**Given exercise**
Go through the material below and copy all lines with "React".
######
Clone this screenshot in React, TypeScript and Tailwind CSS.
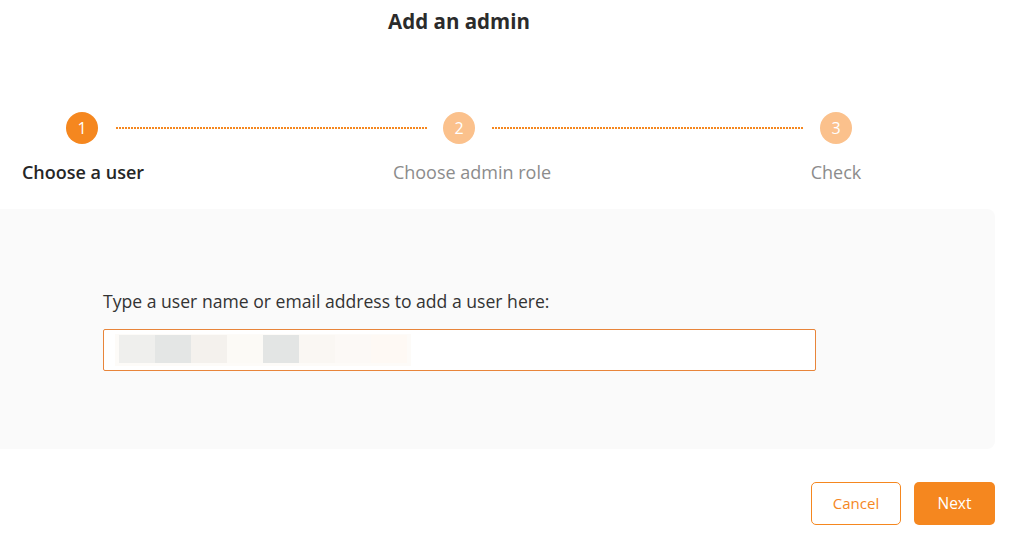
export default function App() {
  const font = { fontFamily: '"Open Sans", "Noto Sans", sans-serif' };
  const blocks = ["#efefed", "#e4e6e5", "#f4f1ed", "#fcfaf6", "#e3e5e4", "#faf7f3", "#fcf9f6", "#fef9f4"];
  return (
    <div className="w-[1012px] h-[534px] bg-white flex flex-col text-[#333]" style={font}>
      <div className="w-[918px] h-[42px] flex items-center justify-center">
        <h1 className="text-[20.5px] font-bold text-[#2b2b2b]">Add an admin</h1>
      </div>
      <div className="mt-[70px] flex items-center h-[32px] pl-[66px]">
        <div className="w-[32px] h-[32px] rounded-full bg-[#f5871f] text-white text-[16px] flex items-center justify-center">1</div>
        <div className="ml-[18px] w-[311px] h-[2px] bg-[repeating-linear-gradient(to_right,#f5871f_0_2px,transparent_2px_3px)]" />
        <div className="ml-[16px] w-[32px] h-[32px] rounded-full bg-[#fbc18c] text-white text-[16px] flex items-center justify-center">2</div>
        <div className="ml-[17px] w-[312px] h-[2px] bg-[repeating-linear-gradient(to_right,#f5871f_0_2px,transparent_2px_3px)]" />
        <div className="ml-[16px] w-[32px] h-[32px] rounded-full bg-[#fbc18c] text-white text-[16px] flex items-center justify-center">3</div>
      </div>
      <div className="mt-[12px] flex h-[32px] items-center text-[18px]">
        <div className="ml-[3px] w-[160px] text-center font-semibold text-[#262626]">Choose a user</div>
        <div className="ml-[229px] w-[160px] text-center text-[#8c8c8c] whitespace-nowrap">Choose admin role</div>
        <div className="ml-[204px] w-[160px] text-center text-[#8c8c8c]">Check</div>
      </div>
      <div className="mt-[21px] w-[995px] h-[240px] bg-[#fafafa] rounded-r-lg pl-[103px] pt-[80px]">
        <div className="text-[17.6px] text-[#333] leading-[24px] whitespace-nowrap">Type a user name or email address to add a user here:</div>
        <div className="mt-[16px] w-[713px] h-[42px] border border-[#e8853a] rounded-[2px] bg-white flex items-center pl-[11px]">
          <div className="flex h-[32px] bg-[#fdfbf8] px-[4px] items-start pt-[1px]">
            {blocks.map((c, i) => (
              <div key={i} className="w-[36px] h-[28px]" style={{ backgroundColor: c }} />
            ))}
          </div>
        </div>
      </div>
      <div className="mt-[33px] w-[995px] flex justify-end gap-[13px]">
        <button className="w-[90px] h-[43px] rounded-[5px] border border-[#f5871f] text-[#f5871f] text-[15px] bg-white">Cancel</button>
        <button className="w-[81px] h-[43px] rounded-[5px] bg-[#f5871f] text-white text-[15.5px] font-medium">Next</button>
      </div>
    </div>
  );
}
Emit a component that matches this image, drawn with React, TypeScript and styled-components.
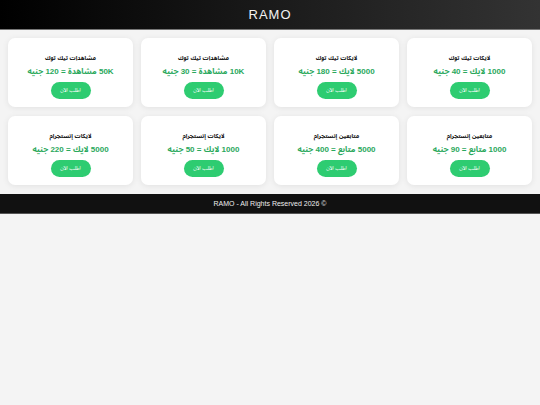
######
**Exercise response**
Clone this screenshot in React, TypeScript and Tailwind CSS.
Emit a component that matches this image, drawn with React, TypeScript and styled-components.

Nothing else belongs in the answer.